[BRIEF]: Of the lines below, count those containing the word "table". Reply with the number alone.

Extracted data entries
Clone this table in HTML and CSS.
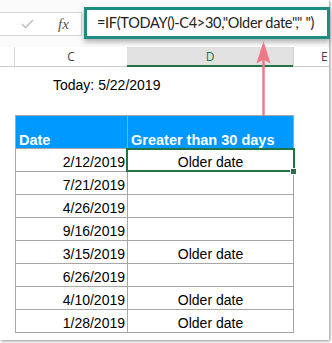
FILE: index.html
```html
<!DOCTYPE html>
<html>
<head>
<meta charset="utf-8">
<link rel="stylesheet" href="styles.css">
</head>
<body>
<div class="page">
  <div class="sheet">
    <div class="fbar">
      <div class="fbox">
        <svg class="check" width="13" height="10" viewBox="0 0 13 10"><polyline points="1,5 4.5,8.5 12,1" fill="none" stroke="#c3c3c3" stroke-width="1.6"/></svg>
        <span class="fx">fx</span>
      </div>
    </div>
    <div class="colheads">
      <div class="rh"></div>
      <div class="ch c">C</div>
      <div class="ch d">D</div>
      <div class="ch e">E</div>
    </div>
    <div class="content">
      <div class="today">Today: 5/22/2019</div>
      <div class="grid">
        <div class="hd">Date</div>
        <div class="hd">Greater than 30 days</div>
        <div class="dt">2/12/2019</div><div class="rs sel">Older date<span class="handle"></span></div>
        <div class="dt">7/21/2019</div><div class="rs"></div>
        <div class="dt">4/26/2019</div><div class="rs"></div>
        <div class="dt">9/16/2019</div><div class="rs"></div>
        <div class="dt">3/15/2019</div><div class="rs">Older date</div>
        <div class="dt">6/26/2019</div><div class="rs"></div>
        <div class="dt">4/10/2019</div><div class="rs">Older date</div>
        <div class="dt">1/28/2019</div><div class="rs">Older date</div>
      </div>
    </div>
  </div>
  <div class="formula">=IF(TODAY()-C4&gt;30,"Older date"," ")</div>
  <svg class="arrow" width="20" height="80" viewBox="0 0 20 80">
    <line x1="9.5" y1="18" x2="9.5" y2="78" stroke="#ee7788" stroke-width="2.4"/>
    <polygon points="9.5,3 16.5,25.5 9.5,21.5 2.5,25.5" fill="#ee7788"/>
  </svg>
</div>
</body>
</html>
```

FILE: styles.css
```css
html, body {
  margin: 0;
  padding: 0;
  background: #ffffff;
}
body {
  font-family: "Liberation Sans", Arial, sans-serif;
  color: #000;
}
.page {
  position: relative;
  width: 332px;
  height: 343px;
  overflow: hidden;
  background: #ffffff;
}
.sheet {
  width: 329px;
  height: 340px;
  background: #ffffff;
  box-shadow: 1px 1px 3px rgba(0, 0, 0, 0.45);
}
.fbar {
  height: 47px;
  box-sizing: border-box;
  padding-top: 12px;
  display: flex;
  align-items: flex-start;
  background: #fbfbfb;
}
.fbox {
  width: 82px;
  height: 24px;
  box-sizing: border-box;
  border: 1px solid #d4d4d4;
  border-left: none;
  background: #ffffff;
  display: flex;
  align-items: center;
}
.check {
  margin-left: 21px;
  display: block;
}
.fx {
  margin-left: 24px;
  font-family: "Liberation Serif", "Times New Roman", serif;
  font-style: italic;
  font-size: 15px;
  color: #555;
  line-height: 16px;
}
.colheads {
  display: flex;
  height: 20px;
  background: #ffffff;
}
.rh {
  width: 15px;
  box-sizing: border-box;
  border-right: 1px solid #d8d8d8;
  box-shadow: inset 0 -1px 0 #c8c8c8;
}
.ch {
  font-family: "Open Sans", "Liberation Sans", sans-serif;
  font-size: 12px;
  line-height: 19px;
  color: #444;
  text-align: center;
  box-shadow: inset 0 -1px 0 #c8c8c8;
}
.c {
  width: 112px;
}
.d {
  width: 166px;
  background: #e1e1e1;
  color: #217346;
  box-shadow: inset 0 -2px 0 #217346;
}
.e {
  flex: 1;
  text-align: left;
  padding-left: 27px;
  border-left: 1px solid #d0d0d0;
}
.content {
  font-size: 14px;
}
.today {
  height: 48px;
  box-sizing: border-box;
  padding-top: 10px;
  padding-left: 53px;
  line-height: 16px;
}
.grid {
  margin-left: 15px;
  display: grid;
  grid-template-columns: 111px 165px;
  grid-template-rows: 32px repeat(8, 22px);
  gap: 1px;
  width: fit-content;
  background: #a6a6a6;
  border: 1px solid #a6a6a6;
}
.grid > div {
  background: #ffffff;
  line-height: 16px;
  display: flex;
  align-items: flex-end;
  padding-bottom: 1px;
  box-sizing: border-box;
}
.grid > .hd {
  background: #0099ff;
  color: #ffffff;
  font-weight: bold;
  font-size: 14.5px;
  padding-left: 3px;
  padding-bottom: 0;
}
.grid > .dt {
  justify-content: flex-end;
  padding-right: 2px;
}
.grid > .rs {
  justify-content: center;
}
.grid > .sel {
  position: relative;
}
.sel::after {
  content: "";
  position: absolute;
  left: -2px;
  top: -1px;
  right: -2px;
  bottom: -1px;
  border: 2px solid #217346;
}
.handle {
  position: absolute;
  right: -4px;
  bottom: -4px;
  width: 5px;
  height: 5px;
  background: #217346;
  border: 1px solid #ffffff;
  z-index: 2;
}
.formula {
  position: absolute;
  left: 84px;
  top: 7px;
  width: 246px;
  height: 32px;
  box-sizing: border-box;
  border: 3px solid #1e8c7e;
  background: #ffffff;
  box-shadow: 0 3px 5px rgba(0, 0, 0, 0.3);
  padding-left: 10px;
  font-family: "Lato", "Liberation Sans", sans-serif;
  font-size: 14.5px;
  letter-spacing: -0.3px;
  line-height: 26px;
  color: #222;
  white-space: nowrap;
}
.arrow {
  position: absolute;
  left: 254px;
  top: 38px;
}
```
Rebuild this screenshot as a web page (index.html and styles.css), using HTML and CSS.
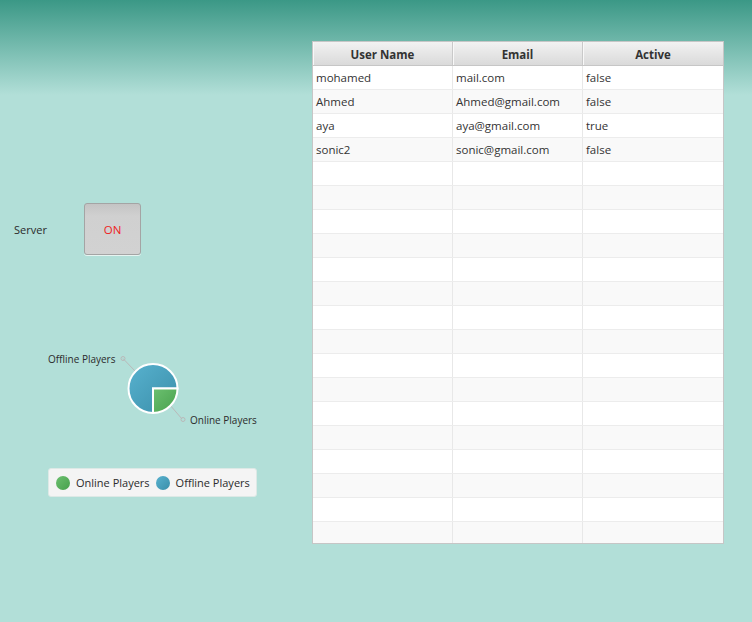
FILE: index.html
```html
<!DOCTYPE html>
<html>
<head>
<meta charset="utf-8">
<link rel="stylesheet" href="styles.css">
</head>
<body>
<div class="page">
  <div class="left">
    <div class="server-row">
      <span class="server-label">Server</span>
      <button class="toggle">ON</button>
    </div>
    <svg class="pie" width="312" height="100" viewBox="0 0 312 100">
      <defs>
        <linearGradient id="gBlue" x1="0" y1="0" x2="1" y2="1">
          <stop offset="0" stop-color="#58b2cf"/>
          <stop offset="1" stop-color="#3a8ea9"/>
        </linearGradient>
        <linearGradient id="gGreen" x1="0" y1="0" x2="1" y2="1">
          <stop offset="0" stop-color="#6cc070"/>
          <stop offset="1" stop-color="#47a04c"/>
        </linearGradient>
      </defs>
      <line x1="123" y1="18.5" x2="135" y2="31" class="leader"/>
      <circle cx="123" cy="18.5" r="2" class="leader-dot"/>
      <line x1="170" y1="65" x2="182" y2="79" class="leader"/>
      <circle cx="183" cy="79.5" r="2" class="leader-dot"/>
      <path d="M153,48.5 L153,73 A24.5,24.5 0 1 1 177.5,48.5 Z" fill="url(#gBlue)" class="slice"/>
      <path d="M153,48.5 L177.5,48.5 A24.5,24.5 0 0 1 153,73 Z" fill="url(#gGreen)" class="slice"/>
      <text x="48" y="22.5" class="pie-label">Offline Players</text>
      <text x="190" y="84" class="pie-label">Online Players</text>
    </svg>
    <div class="legend">
      <span class="dot dot-green"></span><span class="legend-text">Online Players</span>
      <span class="dot dot-blue"></span><span class="legend-text">Offline Players</span>
    </div>
  </div>
  <div class="right">
    <div class="table">
      <div class="thead">
        <div class="th">User Name</div>
        <div class="th">Email</div>
        <div class="th">Active</div>
      </div>
      <div class="tbody">
        <div class="tr"><div class="td">mohamed</div><div class="td">mail.com</div><div class="td">false</div></div>
        <div class="tr"><div class="td">Ahmed</div><div class="td">Ahmed@gmail.com</div><div class="td">false</div></div>
        <div class="tr"><div class="td">aya</div><div class="td">aya@gmail.com</div><div class="td">true</div></div>
        <div class="tr"><div class="td">sonic2</div><div class="td">sonic@gmail.com</div><div class="td">false</div></div>
        <div class="tr"><div class="td"></div><div class="td"></div><div class="td"></div></div>
        <div class="tr"><div class="td"></div><div class="td"></div><div class="td"></div></div>
        <div class="tr"><div class="td"></div><div class="td"></div><div class="td"></div></div>
        <div class="tr"><div class="td"></div><div class="td"></div><div class="td"></div></div>
        <div class="tr"><div class="td"></div><div class="td"></div><div class="td"></div></div>
        <div class="tr"><div class="td"></div><div class="td"></div><div class="td"></div></div>
        <div class="tr"><div class="td"></div><div class="td"></div><div class="td"></div></div>
        <div class="tr"><div class="td"></div><div class="td"></div><div class="td"></div></div>
        <div class="tr"><div class="td"></div><div class="td"></div><div class="td"></div></div>
        <div class="tr"><div class="td"></div><div class="td"></div><div class="td"></div></div>
        <div class="tr"><div class="td"></div><div class="td"></div><div class="td"></div></div>
        <div class="tr"><div class="td"></div><div class="td"></div><div class="td"></div></div>
        <div class="tr"><div class="td"></div><div class="td"></div><div class="td"></div></div>
        <div class="tr"><div class="td"></div><div class="td"></div><div class="td"></div></div>
        <div class="tr"><div class="td"></div><div class="td"></div><div class="td"></div></div>
        <div class="tr"><div class="td"></div><div class="td"></div><div class="td"></div></div>
      </div>
    </div>
  </div>
</div>
</body>
</html>
```

FILE: styles.css
```css
html, body {
  margin: 0;
  padding: 0;
}
body {
  width: 752px;
  height: 622px;
  overflow: hidden;
  font-family: "Open Sans", "Noto Sans", sans-serif;
  font-size: 11.5px;
  color: #333333;
  background: linear-gradient(to bottom, #3b9886 0px, #b2dfd8 95px, #b2dfd8 100%);
}
.page {
  display: flex;
  height: 622px;
}
.left {
  width: 312px;
  display: flex;
  flex-direction: column;
}
.server-row {
  margin-top: 203px;
  display: flex;
  align-items: center;
  height: 52px;
}
.server-label {
  width: 84px;
  padding-left: 14px;
  box-sizing: border-box;
  font-size: 11px;
  color: #2b2b2b;
}
.toggle {
  width: 57px;
  height: 52px;
  padding: 0;
  border: 1px solid #a4a4a4;
  border-radius: 3px;
  background: linear-gradient(to bottom, #c4c4c4 0px, #d0d0d0 12px, #d2d2d2 100%);
  box-shadow: 0 1px 0 #e6f4f1;
  color: #ee2222;
  font-family: "Open Sans", "Noto Sans", sans-serif;
  font-size: 11.5px;
}
.pie {
  display: block;
  margin-top: 85px;
}
.slice {
  stroke: #ffffff;
  stroke-width: 2;
  stroke-linejoin: miter;
}
.leader {
  stroke: #b9b9b9;
  stroke-width: 1;
}
.leader-dot {
  fill: none;
  stroke: #b9b9b9;
  stroke-width: 1;
}
.pie-label {
  font-family: "Open Sans", "Noto Sans", sans-serif;
  font-size: 10px;
  fill: #2b2b2b;
}
.legend {
  margin-top: 28px;
  margin-left: 48px;
  width: 209px;
  height: 29px;
  box-sizing: border-box;
  display: flex;
  align-items: center;
  padding-left: 7px;
  background: #f4f4f4;
  border: 1px solid #dde9e6;
  border-radius: 3px;
}
.dot {
  width: 14px;
  height: 14px;
  border-radius: 50%;
  flex: none;
}
.dot-green {
  background: linear-gradient(135deg, #6cc070, #47a04c);
}
.dot-blue {
  background: linear-gradient(135deg, #58b2cf, #3a8ea9);
  margin-left: 6px;
}
.legend-text {
  margin-left: 6px;
  font-size: 11px;
  color: #2b2b2b;
  white-space: nowrap;
}
.right {
  padding-top: 41px;
}
.table {
  width: 412px;
  box-sizing: border-box;
  border: 1px solid #c6c6c6;
  background: #ffffff;
}
.thead {
  display: grid;
  grid-template-columns: 140px 130px 140px;
  height: 24px;
  border-bottom: 1px solid #c6c6c6;
  box-sizing: border-box;
  background: linear-gradient(to bottom, #f2f2f2, #dadada);
}
.th {
  display: flex;
  align-items: center;
  justify-content: center;
  padding-top: 1px;
  font-weight: 700;
  font-size: 11.5px;
  color: #333333;
  border-right: 1px solid #c9c9c9;
  box-shadow: inset 1px 0 0 #f8f8f8;
}
.th:last-child {
  border-right: none;
}
.tbody {
  height: 477px;
  overflow: hidden;
}
.tr {
  display: grid;
  grid-template-columns: 140px 130px 140px;
  height: 24px;
  box-sizing: border-box;
  border-bottom: 1px solid #ececec;
  background: #ffffff;
}
.tr:nth-child(even) {
  background: #f9f9f9;
}
.td {
  display: flex;
  align-items: center;
  padding-left: 3px;
  border-right: 1px solid #e8e8e8;
  font-size: 11.5px;
  color: #333333;
  white-space: nowrap;
}
.td:last-child {
  border-right: none;
}
```
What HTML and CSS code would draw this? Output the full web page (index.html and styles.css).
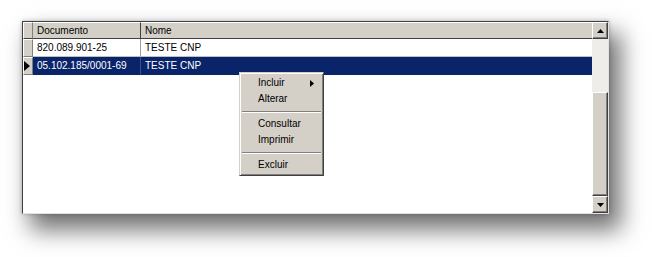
FILE: index.html
```html
<!DOCTYPE html>
<html lang="pt">
<head>
  <meta charset="UTF-8" />
  <title>Grid</title>
  <link rel="stylesheet" href="styles.css">
</head>
<body>
  <div class="grid-frame">
    <div class="grid-body">
      <div class="grid-row header-row">
        <div class="indicator"></div>
        <div class="cell col-doc">Documento</div>
        <div class="cell col-nome">Nome</div>
      </div>
      <div class="grid-row">
        <div class="indicator"></div>
        <div class="cell col-doc">820.089.901-25</div>
        <div class="cell col-nome">TESTE CNP</div>
      </div>
      <div class="grid-row selected">
        <div class="indicator">
          <svg width="6" height="10" viewBox="0 0 6 10"><path d="M0 0 L6 5 L0 10 Z" fill="#000"/></svg>
        </div>
        <div class="cell col-doc">05.102.185/0001-69</div>
        <div class="cell col-nome">TESTE CNP</div>
      </div>
    </div>

    <div class="scrollbar">
      <div class="scroll-btn">
        <svg width="7" height="4" viewBox="0 0 7 4"><path d="M3.5 0 L7 4 L0 4 Z" fill="#000"/></svg>
      </div>
      <div class="scroll-track"></div>
      <div class="scroll-thumb"></div>
      <div class="scroll-btn">
        <svg width="7" height="4" viewBox="0 0 7 4"><path d="M0 0 L7 0 L3.5 4 Z" fill="#000"/></svg>
      </div>
    </div>

    <!-- popup menu over the grid -->
    <ul class="context-menu">
      <li class="menu-item">Incluir
        <svg class="submenu-arrow" width="4" height="7" viewBox="0 0 4 7"><path d="M0 0 L4 3.5 L0 7 Z" fill="#000"/></svg>
      </li>
      <li class="menu-item">Alterar</li>
      <li class="menu-sep"></li>
      <li class="menu-item">Consultar</li>
      <li class="menu-item">Imprimir</li>
      <li class="menu-sep"></li>
      <li class="menu-item">Excluir</li>
    </ul>
  </div>
</body>
</html>
```

FILE: styles.css
```css
html {
  background: #fff;
}

body {
  margin: 0;
  padding: 21px 0 0 22px;
  min-height: 257px;
  box-sizing: border-box;
  background: #fff;
  font-family: "Liberation Sans", Arial, sans-serif;
  font-size: 10px;
  color: #000;
}

.grid-frame {
  position: relative;
  display: flex;
  width: 585px;
  height: 191px;
  border: 1px solid;
  border-color: #404040 #e4e2dc #e4e2dc #404040;
  background: #fff;
  box-shadow: 10px 14px 22px 2px rgba(0, 0, 0, 0.55), 0 0 4px rgba(0, 0, 0, 0.25);
}

.grid-body {
  flex: 1;
  display: flex;
  flex-direction: column;
}

.grid-row {
  display: flex;
  height: 18px;
}

.indicator {
  width: 8px;
  background: #d4d0c8;
  border-top: 1px solid #fff;
  border-left: 1px solid #fff;
  border-right: 1px solid #808080;
  border-bottom: 1px solid #808080;
  display: flex;
  align-items: center;
}

.cell {
  line-height: 17px;
  padding-left: 4px;
  white-space: nowrap;
  border-bottom: 1px solid #c0c0c0;
}

.col-doc {
  width: 103px;
  border-right: 1px solid #a0a0a0;
}

.col-nome {
  flex: 1;
}

/* Column titles */
.header-row {
  height: 17px;
}

.header-row .indicator {
  border-bottom-color: #404040;
}

.header-row .cell {
  background: #d4d0c8;
  line-height: 15px;
  border-top: 1px solid #fff;
  border-bottom: 1px solid #404040;
}

.header-row .col-doc {
  border-right: 1px solid #404040;
}

.selected .cell {
  background: #0a246a;
  color: #fff;
  border-bottom-color: #0a246a;
}

.selected .col-doc {
  border-right-color: #3a5090;
}

/* Vertical scrollbar */
.scrollbar {
  width: 16px;
  display: flex;
  flex-direction: column;
  background: #eceae5;
}

.scroll-btn,
.scroll-thumb {
  box-sizing: border-box;
  background: #d4d0c8;
  border: 1px solid;
  border-color: #fff #404040 #404040 #fff;
  box-shadow: inset -1px -1px 0 #808080;
}

.scroll-btn {
  height: 17px;
  display: flex;
  align-items: center;
  justify-content: center;
}

.scroll-track {
  height: 53px;
  background: #eeede9;
}

.scroll-thumb {
  flex: 1;
}

/* Context menu */
.context-menu {
  position: absolute;
  left: 216px;
  top: 50px;
  width: 81px;
  margin: 0;
  padding: 2px 1px;
  list-style: none;
  background: #d4d0c8;
  border: 1px solid;
  border-color: #d4d0c8 #404040 #404040 #d4d0c8;
  box-shadow: inset 1px 1px 0 #fff, inset -1px -1px 0 #808080;
}

.menu-item {
  position: relative;
  height: 16px;
  line-height: 16px;
  padding-left: 17px;
}

.submenu-arrow {
  position: absolute;
  right: 8px;
  top: 5px;
}

.menu-sep {
  height: 9px;
  margin: 0 1px;
  display: flex;
  flex-direction: column;
  justify-content: center;
}

.menu-sep::before {
  content: "";
  display: block;
  border-top: 1px solid #808080;
  border-bottom: 1px solid #fff;
}
```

[COMPLETE RESPONSE]: 3